# Other Aquarium Forums > Freshwater Fauna > Killifish >  New to site and Killies

## Rhody Fish

Hello all,
My name is Peter Marceau and I have been lurking your board for some three months now. I've had several questions answered by other post and would like to thank you. Also I'm hoping to contribute in some way. I'm new to Killies and haven't kept an aquarium in close to 20 years. Back then I kept 3 Reef Tanks, so no experience with raising fry. 
I always wanted to try Killies but couldn't find them. In November of last year I felt I had the time now to try my hand at Killies and with the power of the internet was able to track down info on Killies in 10 seconds. Turns out a local shop on my way home from work had just received some wild caught fish. I checked them out , researched them online and a week later bought a pair of Fundulopanchax Deltaense and two young pair of Aphyosemion Calliurum. 
I guess wild fish can be a bit run down from transport and it took about a month to get them in good shape and now they look great. Sorry if I'm running on , but the question I was hoping to get some help on Black Worms.
I've been buying them form a local supplier for three months now and my Killies love them . I try to only feed them these every 2nd or 3rd day.
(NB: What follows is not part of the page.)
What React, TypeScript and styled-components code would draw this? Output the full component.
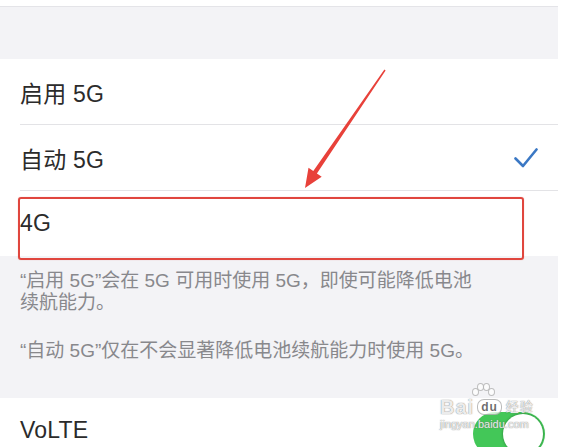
import React from "react";
import styled, { createGlobalStyle } from "styled-components";

const GlobalStyle = createGlobalStyle`
  html, body {
    margin: 0;
    padding: 0;
    background: #ffffff;
  }
  body {
    font-family: "Liberation Sans", "Noto Sans CJK SC", sans-serif;
    overflow: hidden;
  }
`;

interface Option {
  id: string;
  label: string;
  checked?: boolean;
  marked?: boolean;
}

const options: Option[] = [
  { id: "on", label: "启用 5G" },
  { id: "auto", label: "自动 5G", checked: true },
  { id: "4g", label: "4G", marked: true },
];

const notes = [
  "“启用 5G”会在 5G 可用时使用 5G，即使可能降低电池续航能力。",
  "“自动 5G”仅在不会显著降低电池续航能力时使用 5G。",
];

const CheckIcon = () => (
  <svg width="24" height="22" viewBox="0 0 24 22">
    <polyline
      points="1.5,11.5 9,19 22.5,2.5"
      fill="none"
      stroke="#3b78c4"
      strokeWidth="2.6"
      strokeLinecap="round"
      strokeLinejoin="round"
    />
  </svg>
);

const Arrow = () => (
  <ArrowLayer width="572" height="447" viewBox="0 0 572 447">
    <polygon
      points="385.6,70.4 316.9,173.4 321.7,176.7 305,188 308.5,167.7 313.3,170.9 384.4,69.6"
      fill="#e8413a"
    />
  </ArrowLayer>
);

export default function App() {
  return (
    <Page>
      <GlobalStyle />
      <Screen>
        <TopGap />
        <Group>
          {options.map((opt, i) => (
            <Row key={opt.id} last={i === options.length - 1}>
              <Label>{opt.label}</Label>
              {opt.checked && <CheckIcon />}
              {opt.marked && <Highlight />}
            </Row>
          ))}
        </Group>
        <Footer>
          {notes.map((n) => (
            <Note key={n}>{n}</Note>
          ))}
        </Footer>
        <Group>
          <Row last>
            <Label>VoLTE</Label>
            <Toggle>
              <Knob />
            </Toggle>
          </Row>
        </Group>
      </Screen>
      <Arrow />
      <Watermark>
        <Paw>
          <i />
          <i />
          <i />
          <i />
        </Paw>
        <MarkTop>
          Bai<Du>du</Du>
          <MarkCn>经验</MarkCn>
        </MarkTop>
        <MarkUrl>jingyan.baidu.com</MarkUrl>
      </Watermark>
    </Page>
  );
}

const Page = styled.div`
  position: relative;
  width: 572px;
  height: 447px;
  overflow: hidden;
  background: #ffffff;
`;

const Screen = styled.div`
  width: 558px;
  display: flex;
  flex-direction: column;
`;

const TopGap = styled.div`
  height: 52px;
  margin-top: 6px;
  background: #f3f3f6;
  border-top: 1px solid #e4e4e8;
`;

const Group = styled.div`
  background: #ffffff;
`;

const Row = styled.div<{ last?: boolean }>`
  position: relative;
  margin-left: 20px;
  padding-right: 20px;
  display: flex;
  align-items: center;
  justify-content: space-between;
  border-bottom: ${(p) => (p.last ? "none" : "1px solid #e3e3e6")};
  box-sizing: border-box;
  height: ${(p) => (p.last ? "65px" : "66px")};
`;

const Label = styled.span`
  font-size: 23px;
  color: #2b2b2b;
  letter-spacing: 0.2px;
`;

const Highlight = styled.div`
  position: absolute;
  left: -2px;
  right: 34px;
  top: 6px;
  bottom: -4px;
  border: 2px solid #e0463e;
  border-radius: 3px;
  box-shadow: 0 0 1px rgba(224, 70, 62, 0.5);
  pointer-events: none;
`;

const Footer = styled.div`
  background: #f3f3f6;
  padding: 14px 0 36px 20px;
  display: flex;
  flex-direction: column;
  gap: 26px;
`;

const Note = styled.p`
  margin: 0;
  width: 462px;
  font-size: 19px;
  line-height: 22px;
  color: #88888c;
`;

const Toggle = styled.div`
  width: 72px;
  height: 44px;
  margin-top: 6px;
  margin-right: -7px;
  border-radius: 22px;
  background: #43c758;
  display: flex;
  align-items: center;
  justify-content: flex-end;
  padding: 2px;
  box-sizing: border-box;
`;

const Knob = styled.div`
  width: 40px;
  height: 40px;
  border-radius: 50%;
  background: #ffffff;
  box-shadow: 0 0 2px 1px rgba(40, 120, 50, 0.45);
`;

const ArrowLayer = styled.svg`
  position: absolute;
  left: 0;
  top: 0;
  pointer-events: none;
`;

const Watermark = styled.div`
  position: absolute;
  left: 440px;
  top: 383px;
  width: 108px;
  display: flex;
  flex-direction: column;
  align-items: flex-start;
  font-family: "Liberation Sans", "Noto Sans CJK SC", sans-serif;
  color: rgba(255, 255, 255, 0.85);
  text-shadow: 0 0 1px rgba(120, 120, 120, 0.7), 0 0 1px rgba(120, 120, 120, 0.7);
  pointer-events: none;
`;

const Paw = styled.div`
  margin-left: 32px;
  width: 20px;
  height: 14px;
  position: relative;
  i {
    position: absolute;
    width: 5px;
    height: 6px;
    border-radius: 50%;
    border: 1px solid rgba(150, 150, 150, 0.6);
    background: rgba(255, 255, 255, 0.7);
  }
  i:nth-child(1) { left: 0; top: 5px; }
  i:nth-child(2) { left: 5px; top: 0; }
  i:nth-child(3) { left: 11px; top: 0; }
  i:nth-child(4) { left: 16px; top: 5px; }
`;

const MarkTop = styled.div`
  display: flex;
  align-items: center;
  font-size: 20px;
  font-weight: bold;
  line-height: 20px;
  letter-spacing: 1px;
`;

const Du = styled.span`
  font-size: 12px;
  line-height: 14px;
  margin-left: 3px;
  padding: 0 3px;
  border-radius: 7px;
  background: rgba(255, 255, 255, 0.75);
  color: rgba(60, 60, 60, 0.75);
  text-shadow: none;
  border: 1px solid rgba(120, 120, 120, 0.5);
`;

const MarkCn = styled.span`
  font-size: 13px;
  margin-left: 4px;
  font-weight: normal;
`;

const MarkUrl = styled.div`
  font-size: 11px;
  line-height: 13px;
  margin-top: 1px;
`;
My smaller Aphyosemion Calliurum will get about two to four per feeding my much larger Fundulopanchax Deltaense will get 8 to 10 each ( Its great to watch them eat these worms !) Do you feel this is too often and /or too many or could I increase the frequency of BW. They also get live Brine Shrimp, frozen Blood Worms or live when it has warmed up this winter and the Calliurum get Micro worms occasionally.
On a second note I noticed what appeared to be a flat worm or Tape worm in the mix of Black Worms today. Do you think that this could be a parasite or harmful to fish. It didn't go to the fish but I wondering if I should be inspecting the worms with a shaper eye, and if these other worms are common with black worms. 

Thank You all in advance
Peter

----------


## Scott_sg

Hi Peter,
The worms are great for breeding but I hate dealing with them. I have never bothered to count how many worms are eaten. I try and stay with the usual rule of a little bit often.
One problem with live foods is it is easy to put alot in the tank and let the fish eat at their leisure. The problem with this is that the live foods also use up oxygen etc and worms in paticular can crash in you tank if there are too many.
The flat things sound like planaria, the give away for them is one or two will normally stick to the sides of the bag the worms come in. Generally not a problem and if the tank is clean they will fade away.

----------